BTAD, Upper Assam protest Act
The Bodoland Territorial Area Districts (BTAD), a Sixth Schedule area exempted from the purview of the Citizenship (Amendment) Act, 2019, saw a massive protest against the law on Thursday.
Over 10,000 people, old and young, draped in ethnic outfits and donning gamosas, converged at Tangla Higher Secondary School playground in Tangla town in Udalguri, one of the four districts of BTAD in lower Assam, in response to the call by the All Assam Students’ Union (AASU) and 30 allied organisations not to accept the “anti-Assam” CAA.
The protesters raised slogans against the Act and the BJP-led government for supporting the law.
Speakers at the Gana Bikhuph (mass protest) rally, organised by the AASU and the artiste fraternity, said the Act had been rejected by the people of Assam as it was detrimental to the pluralistic culture in the land of Sankar-Azan (Vaishnavite saint Srimanta Xankardeb and Sufi poet Azan Fakir).
The rally is significant because thousands turned up in a CAA-exempted area, reflecting the people’s concern even in areas where outsiders are not allowed to buy land. A few anti-CAA protests have taken place in the BTAD but nothing of this scale so far.
AASU general secretary Lurinjyoyi Gogoi said the government was making every possible effort to douse the protest but it wouldn’t work. “Vice-chancellors of universities have been asked to ensure that students keep away from the protest. But no threat or enticement will work. We will continue to protest till the law is scrapped,” he said.
He told The Telegraph, “The rally received huge support as there is concern even in areas covered by the Sixth Schedule and inner-line permit. Garo hills (Sixth Schedule) in Meghalaya and Arunachal Pradesh (ILP) are hit by influx. Every year in Arunachal, there is drive to rid the state of ‘foreigners’. It shows that no area is safe. We will never accept this unconstitutional Act which is detrimental to the indigenous people of Assam and will give constitutional safeguards to foreigners on religious lines.”
Singers Zubeen Garg, Manas Robin, Bipin Chowdhung and actor Pabitra Rabha, among others, took part in the protest. They sang revolutionary numbers and exhorted the people to stand united against the radical forces who are trying to impose the Act.
Mocking the government’s decision to provide a one-time grant of Rs 50,000 each to artistes and technicians, Zubeen said he helped the needy with a larger amount every day. He said enticement would not deter the people as baits were meant for fish, not humans.

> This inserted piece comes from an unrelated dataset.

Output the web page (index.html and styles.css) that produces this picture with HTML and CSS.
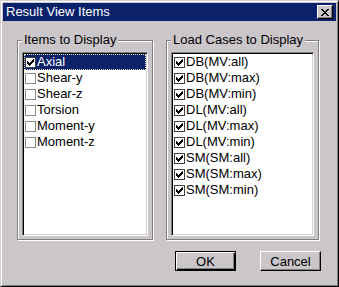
FILE: index.html
```html
<!DOCTYPE html>
<html>
<head>
<meta charset="utf-8">
<link rel="stylesheet" href="styles.css">
</head>
<body>
<div class="window">
  <div class="titlebar">
    <span class="title">Result View Items</span>
    <button class="close" type="button" aria-label="Close">
      <svg width="8" height="7" viewBox="0 0 8 7" shape-rendering="crispEdges"><path fill="#000" d="M0 0h2v1h-2zM6 0h2v1h-2zM1 1h2v1h-2zM5 1h2v1h-2zM2 2h4v1h-4zM3 3h2v1h-2zM2 4h4v1h-4zM1 5h2v1h-2zM5 5h2v1h-2zM0 6h2v1h-2zM6 6h2v1h-2z"/></svg>
    </button>
  </div>
  <div class="content">
    <div class="groups">
      <fieldset class="group group-items">
        <legend>Items to Display</legend>
        <ul class="list">
          <li class="row selected"><span class="cb checked"><svg width="7" height="7" viewBox="0 0 7 7" shape-rendering="crispEdges"><path d="M6 0h1v1h-1zM5 1h2v1h-2zM0 2h1v1h-1zM4 2h3v1h-3zM0 3h2v1h-2zM3 3h3v1h-3zM0 4h5v1h-5zM1 5h3v1h-3zM2 6h1v1h-1z"/></svg></span><span class="lbl">Axial</span></li>
          <li class="row"><span class="cb"></span><span class="lbl">Shear-y</span></li>
          <li class="row"><span class="cb"></span><span class="lbl">Shear-z</span></li>
          <li class="row"><span class="cb"></span><span class="lbl">Torsion</span></li>
          <li class="row"><span class="cb"></span><span class="lbl">Moment-y</span></li>
          <li class="row"><span class="cb"></span><span class="lbl">Moment-z</span></li>
        </ul>
      </fieldset>
      <fieldset class="group group-cases">
        <legend>Load Cases to Display</legend>
        <ul class="list">
          <li class="row"><span class="cb checked"><svg width="7" height="7" viewBox="0 0 7 7" shape-rendering="crispEdges"><path d="M6 0h1v1h-1zM5 1h2v1h-2zM0 2h1v1h-1zM4 2h3v1h-3zM0 3h2v1h-2zM3 3h3v1h-3zM0 4h5v1h-5zM1 5h3v1h-3zM2 6h1v1h-1z"/></svg></span><span class="lbl">DB(MV:all)</span></li>
          <li class="row"><span class="cb checked"><svg width="7" height="7" viewBox="0 0 7 7" shape-rendering="crispEdges"><path d="M6 0h1v1h-1zM5 1h2v1h-2zM0 2h1v1h-1zM4 2h3v1h-3zM0 3h2v1h-2zM3 3h3v1h-3zM0 4h5v1h-5zM1 5h3v1h-3zM2 6h1v1h-1z"/></svg></span><span class="lbl">DB(MV:max)</span></li>
          <li class="row"><span class="cb checked"><svg width="7" height="7" viewBox="0 0 7 7" shape-rendering="crispEdges"><path d="M6 0h1v1h-1zM5 1h2v1h-2zM0 2h1v1h-1zM4 2h3v1h-3zM0 3h2v1h-2zM3 3h3v1h-3zM0 4h5v1h-5zM1 5h3v1h-3zM2 6h1v1h-1z"/></svg></span><span class="lbl">DB(MV:min)</span></li>
          <li class="row"><span class="cb checked"><svg width="7" height="7" viewBox="0 0 7 7" shape-rendering="crispEdges"><path d="M6 0h1v1h-1zM5 1h2v1h-2zM0 2h1v1h-1zM4 2h3v1h-3zM0 3h2v1h-2zM3 3h3v1h-3zM0 4h5v1h-5zM1 5h3v1h-3zM2 6h1v1h-1z"/></svg></span><span class="lbl">DL(MV:all)</span></li>
          <li class="row"><span class="cb checked"><svg width="7" height="7" viewBox="0 0 7 7" shape-rendering="crispEdges"><path d="M6 0h1v1h-1zM5 1h2v1h-2zM0 2h1v1h-1zM4 2h3v1h-3zM0 3h2v1h-2zM3 3h3v1h-3zM0 4h5v1h-5zM1 5h3v1h-3zM2 6h1v1h-1z"/></svg></span><span class="lbl">DL(MV:max)</span></li>
          <li class="row"><span class="cb checked"><svg width="7" height="7" viewBox="0 0 7 7" shape-rendering="crispEdges"><path d="M6 0h1v1h-1zM5 1h2v1h-2zM0 2h1v1h-1zM4 2h3v1h-3zM0 3h2v1h-2zM3 3h3v1h-3zM0 4h5v1h-5zM1 5h3v1h-3zM2 6h1v1h-1z"/></svg></span><span class="lbl">DL(MV:min)</span></li>
          <li class="row"><span class="cb checked"><svg width="7" height="7" viewBox="0 0 7 7" shape-rendering="crispEdges"><path d="M6 0h1v1h-1zM5 1h2v1h-2zM0 2h1v1h-1zM4 2h3v1h-3zM0 3h2v1h-2zM3 3h3v1h-3zM0 4h5v1h-5zM1 5h3v1h-3zM2 6h1v1h-1z"/></svg></span><span class="lbl">SM(SM:all)</span></li>
          <li class="row"><span class="cb checked"><svg width="7" height="7" viewBox="0 0 7 7" shape-rendering="crispEdges"><path d="M6 0h1v1h-1zM5 1h2v1h-2zM0 2h1v1h-1zM4 2h3v1h-3zM0 3h2v1h-2zM3 3h3v1h-3zM0 4h5v1h-5zM1 5h3v1h-3zM2 6h1v1h-1z"/></svg></span><span class="lbl">SM(SM:max)</span></li>
          <li class="row"><span class="cb checked"><svg width="7" height="7" viewBox="0 0 7 7" shape-rendering="crispEdges"><path d="M6 0h1v1h-1zM5 1h2v1h-2zM0 2h1v1h-1zM4 2h3v1h-3zM0 3h2v1h-2zM3 3h3v1h-3zM0 4h5v1h-5zM1 5h3v1h-3zM2 6h1v1h-1z"/></svg></span><span class="lbl">SM(SM:min)</span></li>
        </ul>
      </fieldset>
    </div>
    <div class="buttons">
      <button class="btn btn-default" type="button">OK</button>
      <button class="btn" type="button">Cancel</button>
    </div>
  </div>
</div>
</body>
</html>
```
FILE: styles.css
```css
html, body {
  margin: 0;
  padding: 0;
  background: #cac6ca;
}

body {
  font-family: "Liberation Sans", Arial, sans-serif;
  font-size: 13px;
  color: #000;
}

.window {
  width: 339px;
  height: 287px;
  box-sizing: border-box;
  border: 1px solid;
  border-color: #d4d0d4 #000 #000 #d4d0d4;
  box-shadow: inset 1px 1px #fff, inset -1px -1px #808080;
  padding: 2px;
  background: #cac6ca;
  display: flex;
  flex-direction: column;
}

.titlebar {
  height: 18px;
  flex: none;
  background: #0b226b;
  color: #fff;
  display: flex;
  align-items: center;
  justify-content: space-between;
  padding: 0 3px 0 3px;
}

.title {
  line-height: 18px;
  white-space: nowrap;
}

.close {
  width: 16px;
  height: 14px;
  box-sizing: border-box;
  padding: 0;
  margin: 0;
  background: #cac6ca;
  border: 1px solid;
  border-color: #fff #000 #000 #fff;
  box-shadow: inset -1px -1px #808080;
  display: flex;
  align-items: center;
  justify-content: center;
}

.close svg {
  display: block;
}

.content {
  flex: 1;
  padding: 12px 15px 0 14px;
  display: flex;
  flex-direction: column;
}

.groups {
  display: flex;
  gap: 13px;
}

.group {
  margin: 0;
  padding: 5px 4px 3px 4px;
  min-width: 0;
  border: 1px solid #808080;
  box-shadow: inset 1px 1px #fff, 1px 1px #fff;
  box-sizing: border-box;
}

.group-items {
  width: 136px;
}

.group-cases {
  width: 153px;
}

.group legend {
  padding: 0 2px;
  margin: 0;
  line-height: 14px;
  background: #cac6ca;
  white-space: nowrap;
}

.list {
  list-style: none;
  margin: 0;
  padding: 1px;
  height: 184px;
  box-sizing: border-box;
  background: #fff;
  border: 1px solid;
  border-color: #808080 #fff #fff #808080;
  box-shadow: inset 1px 1px #000, inset -1px -1px #d4d0d4;
  overflow: hidden;
}

.row {
  display: flex;
  align-items: center;
  height: 16px;
  padding-left: 1px;
  white-space: nowrap;
}

.row.selected {
  background: #0b226b;
  color: #fff;
  outline: 1px dotted #e8e8d0;
  outline-offset: -1px;
}

.cb {
  width: 11px;
  height: 11px;
  flex: none;
  box-sizing: border-box;
  border: 1px solid #8a8a8a;
  background: #fff;
  margin-right: 1px;
  display: flex;
  align-items: center;
  justify-content: center;
}

.cb.checked {
  border-color: #404040;
}

.cb svg {
  display: block;
  fill: #000;
}

.lbl {
  line-height: 16px;
}

.buttons {
  display: flex;
  justify-content: flex-end;
  gap: 24px;
  margin-top: 11px;
}

.btn {
  width: 61px;
  height: 20px;
  box-sizing: border-box;
  margin: 0;
  padding: 0;
  font-family: "Liberation Sans", Arial, sans-serif;
  font-size: 13px;
  color: #000;
  background: #cac6ca;
  border: 1px solid;
  border-color: #fff #000 #000 #fff;
  box-shadow: inset -1px -1px #808080;
}

.btn-default {
  border-color: #000;
  box-shadow: inset 1px 1px #fff, inset -1px -1px #000, inset -2px -2px #808080;
}
```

Referring to thegrant of citizenship to foreigners, he said, “Export and import are meant for goods, not humans.” He concluded by saying, “I will not say much as my words are often misinterpreted, stirring controversy.”
AASU president Dipanka Kumar Nath said, “The Sixth Schedule areas and northeastern states having ILP have been exempted but not the Brahmaputra and Barak valleys. This is hypocrisy at its worst. If CAA is bad for ILP and Sixth Schedule areas, how are the valleys safe?”
He said the worst part of the Act was that foreigners eligible for citizenship need not produce documents as valid proof of entering the state prior to December 31, 2014. “This implies that any foreigner, irrespective of date of entry, would be granted citizenship,” he added.
He appealed to the people not to be swayed by peace rallies organised by “crows” supporting CAA and exhorted students to pursue their education as this protest will continue for long.
Singer Bipin Chaudang said, “The artiste fraternity has joined hands with Assamese society to give a wholehearted fight against the Act. Burning tyres can be doused by pressing fire tenders into service but the fire ignited in the mind of every Assamese will continue to burn till the Act is withdrawn.”
A massive rally, organised by the Asom Jatiyatabadi Yuba Chatra Parishad (AJYCP), AASU, artistes and intellectuals, was also held in Tinsukia town.